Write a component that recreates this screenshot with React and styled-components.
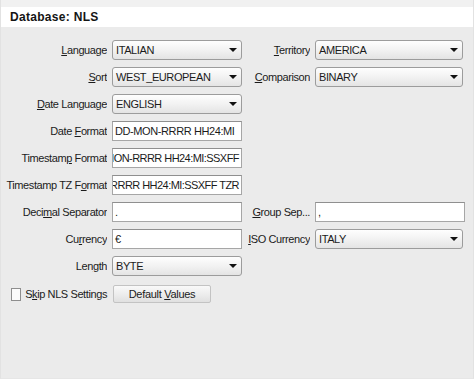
import React from 'react';
import styled, { createGlobalStyle } from 'styled-components';

const Global = createGlobalStyle`
  html, body {
    margin: 0;
    padding: 0;
    background: #ececec;
  }
  body {
    font-family: "Liberation Sans", Arial, sans-serif;
    font-size: 11px;
    color: #1b1b1b;
  }
`;

const Panel = styled.div`
  width: 474px;
  height: 379px;
  box-sizing: border-box;
  padding-top: 7px;
  border-left: 1px solid #e2e2e2;
  border-right: 1px solid #e2e2e2;
  border-bottom: 1px solid #e6e6e6;
  overflow: hidden;
  background: linear-gradient(#f1f1f1 0, #f1f1f1 7px, #ebebeb 7px);
`;

const Header = styled.div`
  height: 20px;
  background: #ffffff;
  display: flex;
  align-items: center;
  padding-left: 9px;
  font-weight: bold;
  font-size: 12px;
  letter-spacing: 0.3px;
  color: #141414;
`;

const Form = styled.div`
  display: grid;
  grid-template-columns: 106px 130px 63px 148px;
  grid-auto-rows: 20px;
  column-gap: 5px;
  row-gap: 7px;
  padding-top: 13px;
`;

const Label = styled.label`
  display: flex;
  align-items: center;
  justify-content: flex-end;
  white-space: nowrap;
  overflow: hidden;
  letter-spacing: -0.4px;
`;

const Key = styled.span`
  text-decoration: underline;
  text-underline-offset: 1px;
`;

const Select = styled.div`
  position: relative;
  box-sizing: border-box;
  height: 20px;
  display: flex;
  align-items: center;
  padding-left: 3px;
  border: 1px solid #9c9c9c;
  border-radius: 3px;
  background: linear-gradient(#fefefe, #f2f2f2 50%, #e4e4e4);
  white-space: nowrap;
  letter-spacing: -0.4px;
  &::after {
    content: '';
    position: absolute;
    right: 4px;
    top: 7px;
    border-left: 4px solid transparent;
    border-right: 4px solid transparent;
    border-top: 4px solid #111;
  }
`;

const Input = styled.div`
  box-sizing: border-box;
  height: 20px;
  display: flex;
  align-items: center;
  justify-content: ${p => (p.$scrolled ? 'flex-end' : 'flex-start')};
  padding: 0 2px;
  border: 1px solid #a6a6a6;
  border-top-color: #8f8f8f;
  background: #ffffff;
  white-space: nowrap;
  overflow: hidden;
  letter-spacing: ${p => (p.$scrolled ? '-0.55px' : '-0.4px')};
  margin-right: ${p => (p.$wide ? '-2px' : '0')};
`;

const Footer = styled.div`
  display: grid;
  grid-template-columns: 106px 98px;
  column-gap: 6px;
  margin-top: 9px;
  height: 18px;
`;

const CheckRow = styled.label`
  display: flex;
  align-items: center;
  padding-left: 10px;
  gap: 4px;
  white-space: nowrap;
  letter-spacing: -0.4px;
`;

const Box = styled.span`
  width: 13px;
  height: 13px;
  box-sizing: border-box;
  border: 1px solid #8e8e8e;
  background: #fbfbfb;
`;

const Button = styled.button`
  height: 18px;
  margin: 0;
  padding: 0;
  font: inherit;
  letter-spacing: -0.3px;
  color: #1b1b1b;
  border: 1px solid #c3c3c3;
  border-radius: 2px;
  background: linear-gradient(#f9f9f9, #ececec 55%, #e0e0e0);
`;

const Empty = styled.div``;

function L({ text, k }) {
  const i = text.indexOf(k);
  return (
    <Label>
      <span>
        {text.slice(0, i)}
        <Key>{k}</Key>
        {text.slice(i + k.length)}
      </span>
    </Label>
  );
}

export default function App() {
  return (
    <>
      <Global />
      <Panel>
        <Header>Database: NLS</Header>
        <Form>
          <L text="Language" k="L" />
          <Select>ITALIAN</Select>
          <L text="Territory" k="T" />
          <Select>AMERICA</Select>

          <L text="Sort" k="S" />
          <Select>WEST_EUROPEAN</Select>
          <L text="Comparison" k="C" />
          <Select>BINARY</Select>

          <L text="Date Language" k="D" />
          <Select>ENGLISH</Select>
          <Empty />
          <Empty />

          <L text="Date Format" k="F" />
          <Input>DD-MON-RRRR HH24:MI</Input>
          <Empty />
          <Empty />

          <L text="Timestamp Format" k="p" />
          <Input $scrolled>DD-MON-RRRR HH24:MI:SSXFF</Input>
          <Empty />
          <Empty />

          <L text="Timestamp TZ Format" k="o" />
          <Input $scrolled>DD-MON-RRRR HH24:MI:SSXFF TZR</Input>
          <Empty />
          <Empty />

          <L text="Decimal Separator" k="m" />
          <Input>.</Input>
          <L text="Group Sep..." k="G" />
          <Input $wide>,</Input>

          <L text="Currency" k="r" />
          <Input>€</Input>
          <L text="ISO Currency" k="I" />
          <Select>ITALY</Select>

          <L text="Length" k="g" />
          <Select>BYTE</Select>
        </Form>
        <Footer>
          <CheckRow>
            <Box />
            <span>
              S<Key>k</Key>ip NLS Settings
            </span>
          </CheckRow>
          <Button>
            Default <Key>V</Key>alues
          </Button>
        </Footer>
      </Panel>
    </>
  );
}
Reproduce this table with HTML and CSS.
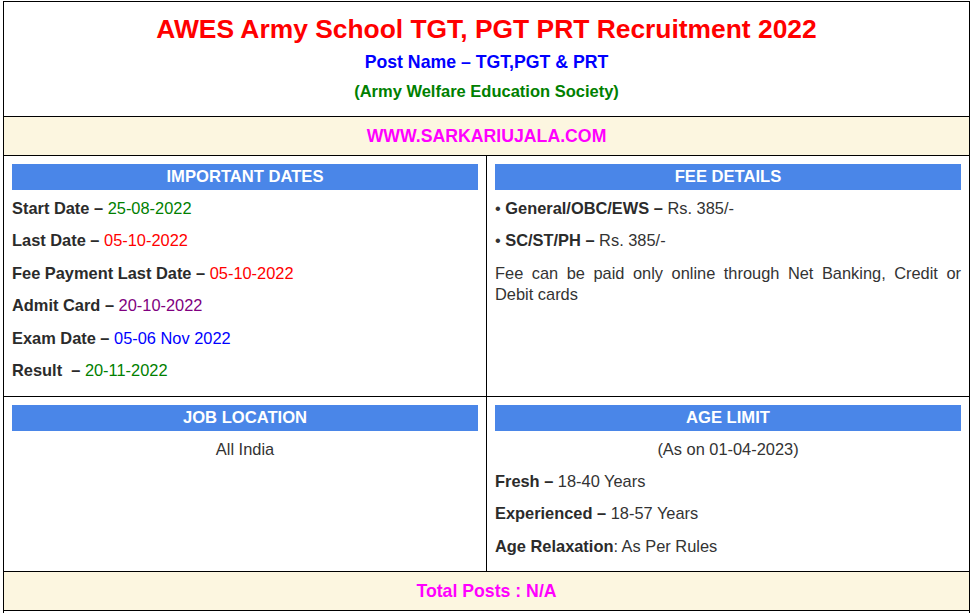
FILE: index.html
```html
<!DOCTYPE html>
<html>
<head>
<meta charset="utf-8">
<link rel="stylesheet" href="styles.css">
</head>
<body>
<table class="job">
  <tr>
    <td colspan="2" class="intro">
      <h1 class="title">AWES Army School TGT, PGT PRT Recruitment 2022</h1>
      <p class="post">Post Name – TGT,PGT &amp; PRT</p>
      <p class="org">(Army Welfare Education Society)</p>
    </td>
  </tr>
  <tr>
    <td colspan="2" class="band">WWW.SARKARIUJALA.COM</td>
  </tr>
  <tr>
    <td class="cell">
      <div class="head">IMPORTANT DATES</div>
      <p><b>Start Date –</b> <span class="green">25-08-2022</span></p>
      <p><b>Last Date –</b> <span class="red">05-10-2022</span></p>
      <p><b>Fee Payment Last Date –</b> <span class="red">05-10-2022</span></p>
      <p><b>Admit Card –</b> <span class="purple">20-10-2022</span></p>
      <p><b>Exam Date –</b> <span class="blue">05-06 Nov 2022</span></p>
      <p><b>Result&nbsp; –</b> <span class="green">20-11-2022</span></p>
    </td>
    <td class="cell">
      <div class="head">FEE DETAILS</div>
      <p>• <b>General/OBC/EWS –</b> Rs. 385/-</p>
      <p>• <b>SC/ST/PH –</b> Rs. 385/-</p>
      <p class="justify">Fee can be paid only online through Net Banking, Credit or Debit cards</p>
    </td>
  </tr>
  <tr>
    <td class="cell">
      <div class="head">JOB LOCATION</div>
      <p class="center">All India</p>
    </td>
    <td class="cell">
      <div class="head">AGE LIMIT</div>
      <p class="center">(As on 01-04-2023)</p>
      <p><b>Fresh –</b> 18-40 Years</p>
      <p><b>Experienced –</b> 18-57 Years</p>
      <p><b>Age Relaxation</b>: As Per Rules</p>
    </td>
  </tr>
  <tr>
    <td colspan="2" class="band">Total Posts : N/A</td>
  </tr>
  <tr>
    <td colspan="2" class="tail"></td>
  </tr>
</table>
</body>
</html>
```

FILE: styles.css
```css
html, body {
  margin: 0;
  padding: 0;
  background: #ffffff;
}
body {
  padding: 1px 0 0 3px;
  font-family: "Liberation Sans", Arial, sans-serif;
  font-size: 16.4px;
  color: #333333;
}
.job {
  border-collapse: collapse;
  width: 967px;
  table-layout: fixed;
}
.job td {
  border: 1px solid #000000;
  vertical-align: top;
}
.intro {
  padding: 10px 8px 13px;
  text-align: center;
}
.title {
  margin: 0;
  font-size: 26.4px;
  line-height: 34px;
  font-weight: bold;
  color: #ff0000;
}
.post {
  margin: 4px 0 0;
  font-size: 17.7px;
  line-height: 24px;
  font-weight: bold;
  color: #0000ff;
}
.org {
  margin: 5px 0 0;
  font-size: 16.5px;
  line-height: 24px;
  font-weight: bold;
  color: #008000;
}
.band {
  background: #fcf6e0;
  text-align: center;
  font-weight: bold;
  font-size: 17.7px;
  line-height: 38px;
  color: #ff00ff;
  padding: 0;
}
.cell {
  padding: 8px 8px 14px;
}
.head {
  background: #4a86e8;
  color: #ffffff;
  font-weight: bold;
  font-size: 16.6px;
  text-align: center;
  height: 26px;
  line-height: 26px;
  margin-bottom: 8px;
}
.cell p {
  margin: 0 0 10.8px;
  line-height: 21.6px;
}
.cell p:last-child {
  margin-bottom: 0;
}
.cell b {
  color: #2b2b2b;
}
.justify {
  text-align: justify;
}
.center {
  text-align: center;
}
.green { color: #008000; }
.red { color: #ff0000; }
.purple { color: #800080; }
.blue { color: #0000ff; }
.tail {
  height: 20px;
  padding: 0;
}
```
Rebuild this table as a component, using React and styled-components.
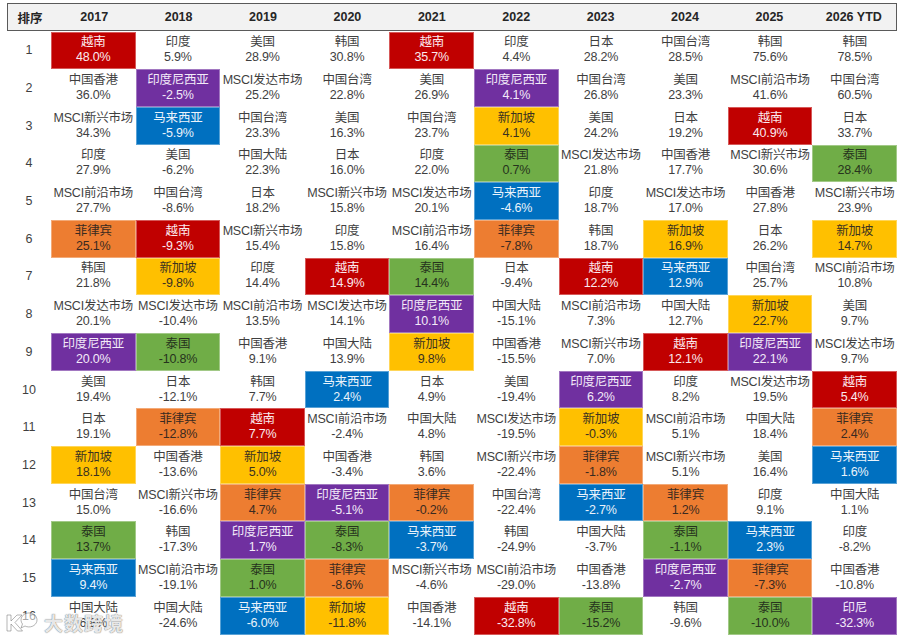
import React from "react";
import styled, { createGlobalStyle } from "styled-components";

const GlobalStyle = createGlobalStyle`
  html, body { margin: 0; padding: 0; background: #ffffff; }
  body { font-family: "Liberation Sans", "Noto Sans CJK SC", Arial, sans-serif; }
`;

const YEARS = ["2017", "2018", "2019", "2020", "2021", "2022", "2023", "2024", "2025", "2026 YTD"];

const ROWS = [
  ["越南|48.0%", "印度|5.9%", "美国|28.9%", "韩国|30.8%", "越南|35.7%", "印度|4.4%", "日本|28.2%", "中国台湾|28.5%", "韩国|75.6%", "韩国|78.5%"],
  ["中国香港|36.0%", "印度尼西亚|-2.5%", "MSCI发达市场|25.2%", "中国台湾|22.8%", "美国|26.9%", "印度尼西亚|4.1%", "中国台湾|26.8%", "美国|23.3%", "MSCI前沿市场|41.6%", "中国台湾|60.5%"],
  ["MSCI新兴市场|34.3%", "马来西亚|-5.9%", "中国台湾|23.3%", "美国|16.3%", "中国台湾|23.7%", "新加坡|4.1%", "美国|24.2%", "日本|19.2%", "越南|40.9%", "日本|33.7%"],
  ["印度|27.9%", "美国|-6.2%", "中国大陆|22.3%", "日本|16.0%", "印度|22.0%", "泰国|0.7%", "MSCI发达市场|21.8%", "中国香港|17.7%", "MSCI新兴市场|30.6%", "泰国|28.4%"],
  ["MSCI前沿市场|27.7%", "中国台湾|-8.6%", "日本|18.2%", "MSCI新兴市场|15.8%", "MSCI发达市场|20.1%", "马来西亚|-4.6%", "印度|18.7%", "MSCI发达市场|17.0%", "中国香港|27.8%", "MSCI新兴市场|23.9%"],
  ["菲律宾|25.1%", "越南|-9.3%", "MSCI新兴市场|15.4%", "印度|15.8%", "MSCI前沿市场|16.4%", "菲律宾|-7.8%", "韩国|18.7%", "新加坡|16.9%", "日本|26.2%", "新加坡|14.7%"],
  ["韩国|21.8%", "新加坡|-9.8%", "印度|14.4%", "越南|14.9%", "泰国|14.4%", "日本|-9.4%", "越南|12.2%", "马来西亚|12.9%", "中国台湾|25.7%", "MSCI前沿市场|10.8%"],
  ["MSCI发达市场|20.1%", "MSCI发达市场|-10.4%", "MSCI前沿市场|13.5%", "MSCI发达市场|14.1%", "印度尼西亚|10.1%", "中国大陆|-15.1%", "MSCI前沿市场|7.3%", "中国大陆|12.7%", "新加坡|22.7%", "美国|9.7%"],
  ["印度尼西亚|20.0%", "泰国|-10.8%", "中国香港|9.1%", "中国大陆|13.9%", "新加坡|9.8%", "中国香港|-15.5%", "MSCI新兴市场|7.0%", "越南|12.1%", "印度尼西亚|22.1%", "MSCI发达市场|9.7%"],
  ["美国|19.4%", "日本|-12.1%", "韩国|7.7%", "马来西亚|2.4%", "日本|4.9%", "美国|-19.4%", "印度尼西亚|6.2%", "印度|8.2%", "MSCI发达市场|19.5%", "越南|5.4%"],
  ["日本|19.1%", "菲律宾|-12.8%", "越南|7.7%", "MSCI前沿市场|-2.4%", "中国大陆|4.8%", "MSCI发达市场|-19.5%", "新加坡|-0.3%", "MSCI前沿市场|5.1%", "中国大陆|18.4%", "菲律宾|2.4%"],
  ["新加坡|18.1%", "中国香港|-13.6%", "新加坡|5.0%", "中国香港|-3.4%", "韩国|3.6%", "MSCI新兴市场|-22.4%", "菲律宾|-1.8%", "MSCI新兴市场|5.1%", "美国|16.4%", "马来西亚|1.6%"],
  ["中国台湾|15.0%", "MSCI新兴市场|-16.6%", "菲律宾|4.7%", "印度尼西亚|-5.1%", "菲律宾|-0.2%", "中国台湾|-22.4%", "马来西亚|-2.7%", "菲律宾|1.2%", "印度|9.1%", "中国大陆|1.1%"],
  ["泰国|13.7%", "韩国|-17.3%", "印度尼西亚|1.7%", "泰国|-8.3%", "马来西亚|-3.7%", "韩国|-24.9%", "中国大陆|-3.7%", "泰国|-1.1%", "马来西亚|2.3%", "印度|-8.2%"],
  ["马来西亚|9.4%", "MSCI前沿市场|-19.1%", "泰国|1.0%", "菲律宾|-8.6%", "MSCI新兴市场|-4.6%", "MSCI前沿市场|-29.0%", "中国香港|-13.8%", "印度尼西亚|-2.7%", "菲律宾|-7.3%", "中国香港|-10.8%"],
  ["中国大陆|6.8%", "中国大陆|-24.6%", "马来西亚|-6.0%", "新加坡|-11.8%", "中国香港|-14.1%", "越南|-32.8%", "泰国|-15.2%", "韩国|-9.6%", "泰国|-10.0%", "印尼|-32.3%"],
];

const TONES = {
  越南: "red",
  印度尼西亚: "purple",
  印尼: "purple",
  马来西亚: "blue",
  菲律宾: "orange",
  泰国: "green",
  新加坡: "yellow",
};

const FILLS = {
  red: { bg: "#c00000", fg: "#fbe9ee" },
  purple: { bg: "#7030a0", fg: "#f3eaf8" },
  blue: { bg: "#0070c0", fg: "#eaf3fb" },
  orange: { bg: "#ed7d31", fg: "#3a2a20" },
  green: { bg: "#70ad47", fg: "#26331d" },
  yellow: { bg: "#ffc000", fg: "#3b3220" },
  none: { bg: "transparent", fg: "#3f3f3f" },
};

const Page = styled.div`
  position: relative;
  width: 900px;
  height: 638px;
  padding: 3px 3px 0 7px;
  box-sizing: border-box;
  overflow: hidden;
  background: #ffffff;
`;

const COLS = "44px repeat(10, 1fr)";

const HeaderRow = styled.div`
  display: grid;
  grid-template-columns: ${COLS};
  height: 28px;
  box-sizing: border-box;
  border: 1.5px solid #5a5a5a;
  background: #f2f2f2;
`;

const HeadCell = styled.div`
  display: flex;
  align-items: center;
  justify-content: center;
  font-weight: 700;
  font-size: 12.5px;
  color: #262626;
`;

const Body = styled.div`
  display: grid;
  grid-template-columns: ${COLS};
  grid-auto-rows: 37.7px;
  margin-top: 0.5px;
`;

const RankCell = styled.div`
  display: flex;
  align-items: center;
  justify-content: center;
  font-size: 12.5px;
  color: #3f3f3f;
`;

const Cell = styled.div`
  display: flex;
  flex-direction: column;
  align-items: center;
  justify-content: center;
  font-size: 12.5px;
  line-height: 15px;
  white-space: nowrap;
  letter-spacing: -0.2px;
  background: ${(p) => FILLS[p.$tone].bg};
  color: ${(p) => FILLS[p.$tone].fg};
  box-shadow: ${(p) => (p.$tone === "none" ? "none" : "inset 0 0 0 1px rgba(255,255,255,0.35)")};
`;

const Name = styled.span``;
const Value = styled.span``;

const Watermark = styled.div`
  position: absolute;
  left: 4px;
  bottom: 2px;
  display: flex;
  align-items: center;
  gap: 4px;
  pointer-events: none;
`;

const WatermarkText = styled.span`
  font-family: "Noto Sans CJK SC", sans-serif;
  font-size: 19px;
  font-weight: 700;
  letter-spacing: 1px;
  color: rgba(255, 255, 255, 0.85);
  text-shadow: 0 0 1px rgba(90, 90, 90, 0.7), 0 0 1px rgba(90, 90, 90, 0.7);
`;

function Logo() {
  return (
    <svg width="36" height="24" viewBox="0 0 36 24">
      <g fill="rgba(255,255,255,0.85)" stroke="rgba(100,100,100,0.6)" strokeWidth="0.8">
        <path d="M3 4 h4 v6 l6 -6 h5 l-7 7.5 l7.5 8.5 h-5 l-6.5 -7 v7 h-4 z" />
        <path d="M24 2 a8 7 0 1 1 -3 13 l-4 2 l1.5 -4 a8 7 0 0 1 5.5 -11 z" fill="rgba(255,255,255,0.55)" />
      </g>
    </svg>
  );
}

export default function App() {
  return (
    <>
      <GlobalStyle />
      <Page>
        <HeaderRow>
          <HeadCell>排序</HeadCell>
          {YEARS.map((y) => (
            <HeadCell key={y}>{y}</HeadCell>
          ))}
        </HeaderRow>
        <Body>
          {ROWS.map((row, i) => (
            <React.Fragment key={i}>
              <RankCell>{i + 1}</RankCell>
              {row.map((entry, j) => {
                const [name, value] = entry.split("|");
                const tone = TONES[name] || "none";
                return (
                  <Cell key={j} $tone={tone}>
                    <Name>{name}</Name>
                    <Value>{value}</Value>
                  </Cell>
                );
              })}
            </React.Fragment>
          ))}
        </Body>
        <Watermark>
          <Logo />
          <WatermarkText>大数跨境</WatermarkText>
        </Watermark>
      </Page>
    </>
  );
}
========
▸ DESCRIPTION OF THE TASK
Using the listing, copy every line where the word "this" shows up.

▸ RESPONSE TO THE TASK
Write a component that recreates this screenshot with React and styled-components.
Reproduce this table with HTML and CSS.
Rebuild this table as a component, using React and styled-components.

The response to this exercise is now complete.